• **SET TASK**
Exactly the lines from the line containing "Reproduce this table" through the line containing "string; full?: boolean" are to be echoed, with both included and pictures left out.

• **MATERIAL FOR THIS EXERCISE**
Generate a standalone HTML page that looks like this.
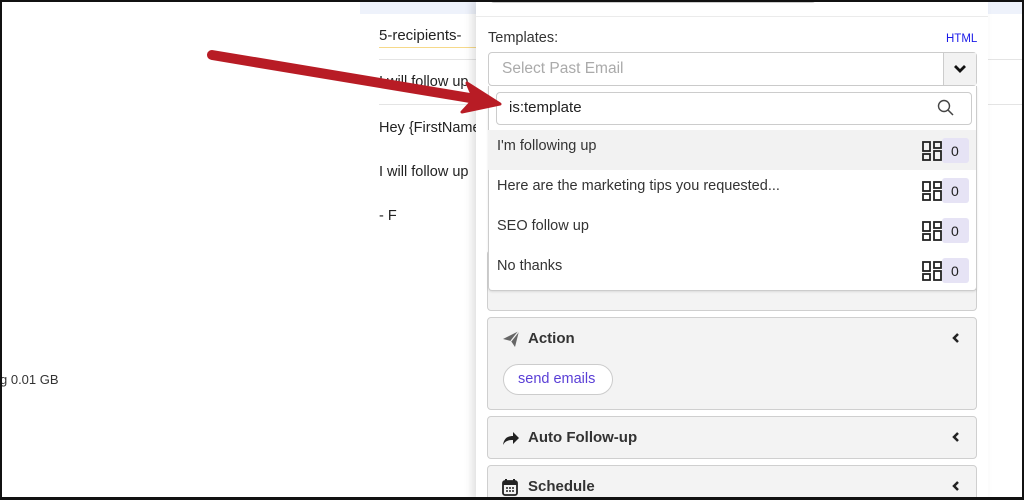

* * *

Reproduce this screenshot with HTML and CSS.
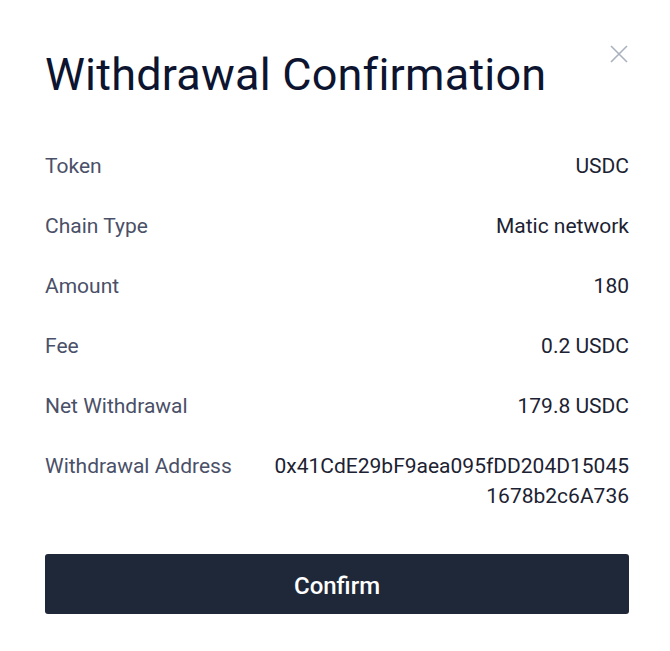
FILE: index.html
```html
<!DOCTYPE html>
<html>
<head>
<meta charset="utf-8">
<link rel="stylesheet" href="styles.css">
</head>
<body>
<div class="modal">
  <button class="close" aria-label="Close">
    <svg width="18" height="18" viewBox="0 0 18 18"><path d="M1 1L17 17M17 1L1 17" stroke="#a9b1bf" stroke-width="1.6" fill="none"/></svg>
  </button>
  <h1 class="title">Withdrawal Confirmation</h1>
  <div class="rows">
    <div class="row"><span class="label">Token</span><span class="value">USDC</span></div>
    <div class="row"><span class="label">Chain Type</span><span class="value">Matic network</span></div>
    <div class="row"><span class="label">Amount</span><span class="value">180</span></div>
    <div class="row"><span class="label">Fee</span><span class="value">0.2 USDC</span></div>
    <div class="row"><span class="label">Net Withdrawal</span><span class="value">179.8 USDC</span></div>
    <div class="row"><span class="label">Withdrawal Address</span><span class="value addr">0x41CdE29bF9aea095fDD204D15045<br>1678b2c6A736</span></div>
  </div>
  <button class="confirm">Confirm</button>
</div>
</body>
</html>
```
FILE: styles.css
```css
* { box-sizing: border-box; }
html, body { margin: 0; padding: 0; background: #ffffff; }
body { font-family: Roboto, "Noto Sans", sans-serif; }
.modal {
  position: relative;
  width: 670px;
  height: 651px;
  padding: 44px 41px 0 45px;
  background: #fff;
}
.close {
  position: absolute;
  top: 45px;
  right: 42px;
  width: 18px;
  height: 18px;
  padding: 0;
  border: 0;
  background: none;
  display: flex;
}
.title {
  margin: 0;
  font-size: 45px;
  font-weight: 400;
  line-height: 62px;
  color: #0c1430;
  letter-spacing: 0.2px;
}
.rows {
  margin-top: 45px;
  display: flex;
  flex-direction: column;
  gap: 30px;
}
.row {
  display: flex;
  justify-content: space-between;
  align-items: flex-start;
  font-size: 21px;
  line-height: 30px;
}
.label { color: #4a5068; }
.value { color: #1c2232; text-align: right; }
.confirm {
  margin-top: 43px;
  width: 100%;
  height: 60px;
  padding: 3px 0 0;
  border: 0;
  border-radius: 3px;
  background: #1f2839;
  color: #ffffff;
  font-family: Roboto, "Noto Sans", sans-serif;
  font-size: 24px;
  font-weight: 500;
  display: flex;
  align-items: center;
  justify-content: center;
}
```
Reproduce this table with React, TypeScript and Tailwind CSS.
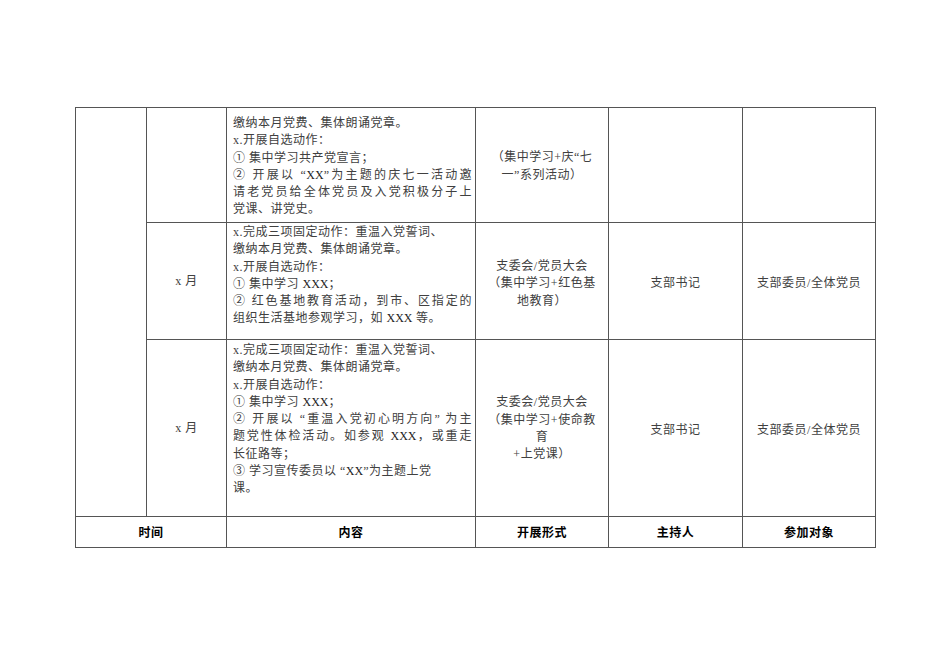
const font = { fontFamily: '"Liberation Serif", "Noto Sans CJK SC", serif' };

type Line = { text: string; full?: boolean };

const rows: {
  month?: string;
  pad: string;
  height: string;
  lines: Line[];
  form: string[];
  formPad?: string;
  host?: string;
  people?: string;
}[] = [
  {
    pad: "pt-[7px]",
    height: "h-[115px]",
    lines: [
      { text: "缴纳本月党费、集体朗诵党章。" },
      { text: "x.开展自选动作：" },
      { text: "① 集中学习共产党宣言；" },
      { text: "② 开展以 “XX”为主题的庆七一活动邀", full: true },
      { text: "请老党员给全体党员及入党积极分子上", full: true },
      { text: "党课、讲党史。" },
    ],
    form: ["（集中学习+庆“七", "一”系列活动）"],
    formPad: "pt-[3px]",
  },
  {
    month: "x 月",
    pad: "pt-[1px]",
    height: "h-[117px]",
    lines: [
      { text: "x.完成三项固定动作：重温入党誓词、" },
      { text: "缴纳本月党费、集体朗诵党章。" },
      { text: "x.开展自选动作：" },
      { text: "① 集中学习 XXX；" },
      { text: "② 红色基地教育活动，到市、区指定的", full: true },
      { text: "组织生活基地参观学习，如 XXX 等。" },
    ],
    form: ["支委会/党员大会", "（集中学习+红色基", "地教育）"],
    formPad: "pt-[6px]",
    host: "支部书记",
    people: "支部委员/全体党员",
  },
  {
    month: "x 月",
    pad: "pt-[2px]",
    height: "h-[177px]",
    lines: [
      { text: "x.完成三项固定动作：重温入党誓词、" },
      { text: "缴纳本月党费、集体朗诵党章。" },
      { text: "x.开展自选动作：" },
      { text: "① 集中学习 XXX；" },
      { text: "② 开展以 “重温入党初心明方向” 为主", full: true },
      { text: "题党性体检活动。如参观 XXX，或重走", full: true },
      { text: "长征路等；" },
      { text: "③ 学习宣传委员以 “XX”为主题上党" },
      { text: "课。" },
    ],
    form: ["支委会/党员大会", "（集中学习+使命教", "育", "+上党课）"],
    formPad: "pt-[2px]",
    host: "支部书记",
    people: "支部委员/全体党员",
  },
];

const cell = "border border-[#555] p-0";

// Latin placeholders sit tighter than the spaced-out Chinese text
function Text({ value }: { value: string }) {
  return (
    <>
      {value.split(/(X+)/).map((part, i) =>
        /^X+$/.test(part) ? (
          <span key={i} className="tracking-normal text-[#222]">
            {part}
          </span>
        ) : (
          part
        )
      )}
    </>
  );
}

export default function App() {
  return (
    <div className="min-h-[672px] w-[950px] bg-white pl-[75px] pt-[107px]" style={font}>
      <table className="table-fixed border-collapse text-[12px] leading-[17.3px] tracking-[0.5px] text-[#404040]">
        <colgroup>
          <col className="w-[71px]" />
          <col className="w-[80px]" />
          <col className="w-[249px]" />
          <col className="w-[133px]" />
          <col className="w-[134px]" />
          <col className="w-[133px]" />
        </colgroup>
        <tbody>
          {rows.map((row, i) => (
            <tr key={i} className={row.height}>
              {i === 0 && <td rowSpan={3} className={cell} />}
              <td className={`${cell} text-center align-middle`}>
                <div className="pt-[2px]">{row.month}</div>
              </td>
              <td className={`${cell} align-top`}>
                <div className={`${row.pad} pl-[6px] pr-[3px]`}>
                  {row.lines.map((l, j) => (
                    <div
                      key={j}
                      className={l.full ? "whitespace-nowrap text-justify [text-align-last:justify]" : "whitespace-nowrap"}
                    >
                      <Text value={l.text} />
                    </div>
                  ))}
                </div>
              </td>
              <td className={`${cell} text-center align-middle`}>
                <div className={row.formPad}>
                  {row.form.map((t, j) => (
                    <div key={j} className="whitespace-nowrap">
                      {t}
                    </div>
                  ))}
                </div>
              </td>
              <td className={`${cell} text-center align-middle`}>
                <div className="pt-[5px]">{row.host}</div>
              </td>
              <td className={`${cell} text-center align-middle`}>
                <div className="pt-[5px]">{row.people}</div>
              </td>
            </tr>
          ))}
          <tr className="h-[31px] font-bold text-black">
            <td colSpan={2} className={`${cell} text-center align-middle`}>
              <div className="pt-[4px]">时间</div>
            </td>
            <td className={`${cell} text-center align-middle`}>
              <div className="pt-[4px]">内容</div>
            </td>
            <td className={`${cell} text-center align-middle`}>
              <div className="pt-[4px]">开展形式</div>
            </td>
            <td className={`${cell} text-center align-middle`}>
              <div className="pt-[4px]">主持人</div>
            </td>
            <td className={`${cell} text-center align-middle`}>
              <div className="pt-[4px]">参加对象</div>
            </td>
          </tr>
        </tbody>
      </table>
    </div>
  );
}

• **RESPONSE TO THE TASK**
Reproduce this table with React, TypeScript and Tailwind CSS.
const font = { fontFamily: '"Liberation Serif", "Noto Sans CJK SC", serif' };

type Line = { text: string; full?: boolean };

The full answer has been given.